§ REQUIRED TASK
Write the material out again in full, word for word. Do not include the pictures.
━━━━━━━━━━
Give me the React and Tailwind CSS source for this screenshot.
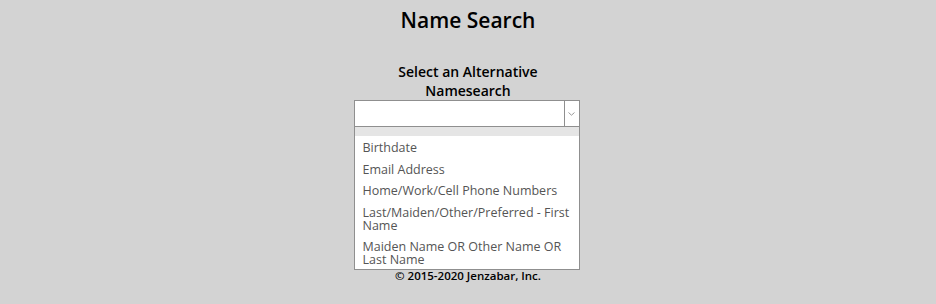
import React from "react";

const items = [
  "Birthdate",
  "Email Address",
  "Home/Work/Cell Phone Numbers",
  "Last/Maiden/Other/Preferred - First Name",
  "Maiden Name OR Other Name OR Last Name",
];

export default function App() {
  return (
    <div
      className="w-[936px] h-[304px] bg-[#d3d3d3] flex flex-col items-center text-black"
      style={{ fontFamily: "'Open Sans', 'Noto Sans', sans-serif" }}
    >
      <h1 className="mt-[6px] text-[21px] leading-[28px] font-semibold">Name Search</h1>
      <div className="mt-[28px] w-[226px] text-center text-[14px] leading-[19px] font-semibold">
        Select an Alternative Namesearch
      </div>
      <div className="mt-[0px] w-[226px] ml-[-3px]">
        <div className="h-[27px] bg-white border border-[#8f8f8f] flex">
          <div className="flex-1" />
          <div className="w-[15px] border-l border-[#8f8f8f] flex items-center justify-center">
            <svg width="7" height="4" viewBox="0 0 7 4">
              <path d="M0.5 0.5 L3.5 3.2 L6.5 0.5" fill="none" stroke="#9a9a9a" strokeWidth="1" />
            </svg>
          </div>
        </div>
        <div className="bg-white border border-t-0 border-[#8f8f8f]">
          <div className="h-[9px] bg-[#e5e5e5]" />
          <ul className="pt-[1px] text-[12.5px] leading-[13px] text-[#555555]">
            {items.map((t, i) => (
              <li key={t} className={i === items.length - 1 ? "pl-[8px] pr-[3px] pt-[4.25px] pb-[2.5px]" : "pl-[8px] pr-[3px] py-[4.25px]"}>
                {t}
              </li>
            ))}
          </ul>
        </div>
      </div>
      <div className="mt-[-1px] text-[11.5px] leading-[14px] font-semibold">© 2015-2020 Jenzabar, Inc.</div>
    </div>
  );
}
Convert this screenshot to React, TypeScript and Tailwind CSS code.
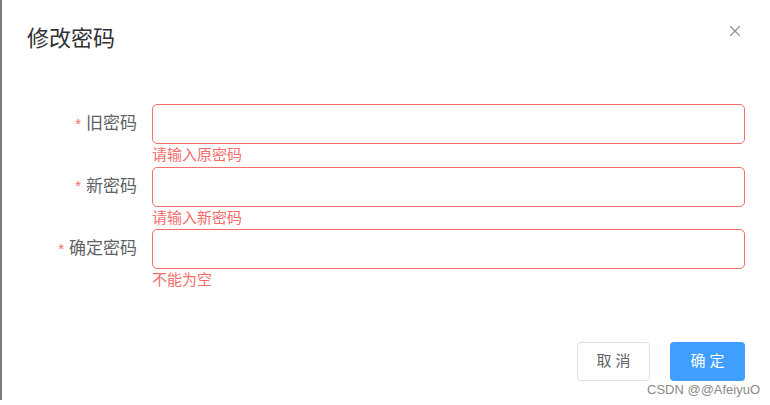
━━━━━━━━━━
§ EXERCISE RESPONSE
Give me the React and Tailwind CSS source for this screenshot.
import React from "react";

const items = [
  "Birthdate",
  "Email Address",
  "Home/Work/Cell Phone Numbers",
  "Last/Maiden/Other/Preferred - First Name",
  "Maiden Name OR Other Name OR Last Name",
];

export default function App() {
  return (
    <div
      className="w-[936px] h-[304px] bg-[#d3d3d3] flex flex-col items-center text-black"
      style={{ fontFamily: "'Open Sans', 'Noto Sans', sans-serif" }}
    >
      <h1 className="mt-[6px] text-[21px] leading-[28px] font-semibold">Name Search</h1>
      <div className="mt-[28px] w-[226px] text-center text-[14px] leading-[19px] font-semibold">
        Select an Alternative Namesearch
      </div>
      <div className="mt-[0px] w-[226px] ml-[-3px]">
        <div className="h-[27px] bg-white border border-[#8f8f8f] flex">
          <div className="flex-1" />
          <div className="w-[15px] border-l border-[#8f8f8f] flex items-center justify-center">
            <svg width="7" height="4" viewBox="0 0 7 4">
              <path d="M0.5 0.5 L3.5 3.2 L6.5 0.5" fill="none" stroke="#9a9a9a" strokeWidth="1" />
            </svg>
          </div>
        </div>
        <div className="bg-white border border-t-0 border-[#8f8f8f]">
          <div className="h-[9px] bg-[#e5e5e5]" />
          <ul className="pt-[1px] text-[12.5px] leading-[13px] text-[#555555]">
            {items.map((t, i) => (
              <li key={t} className={i === items.length - 1 ? "pl-[8px] pr-[3px] pt-[4.25px] pb-[2.5px]" : "pl-[8px] pr-[3px] py-[4.25px]"}>
                {t}
              </li>
            ))}
          </ul>
        </div>
      </div>
      <div className="mt-[-1px] text-[11.5px] leading-[14px] font-semibold">© 2015-2020 Jenzabar, Inc.</div>
    </div>
  );
}
Convert this screenshot to React, TypeScript and Tailwind CSS code.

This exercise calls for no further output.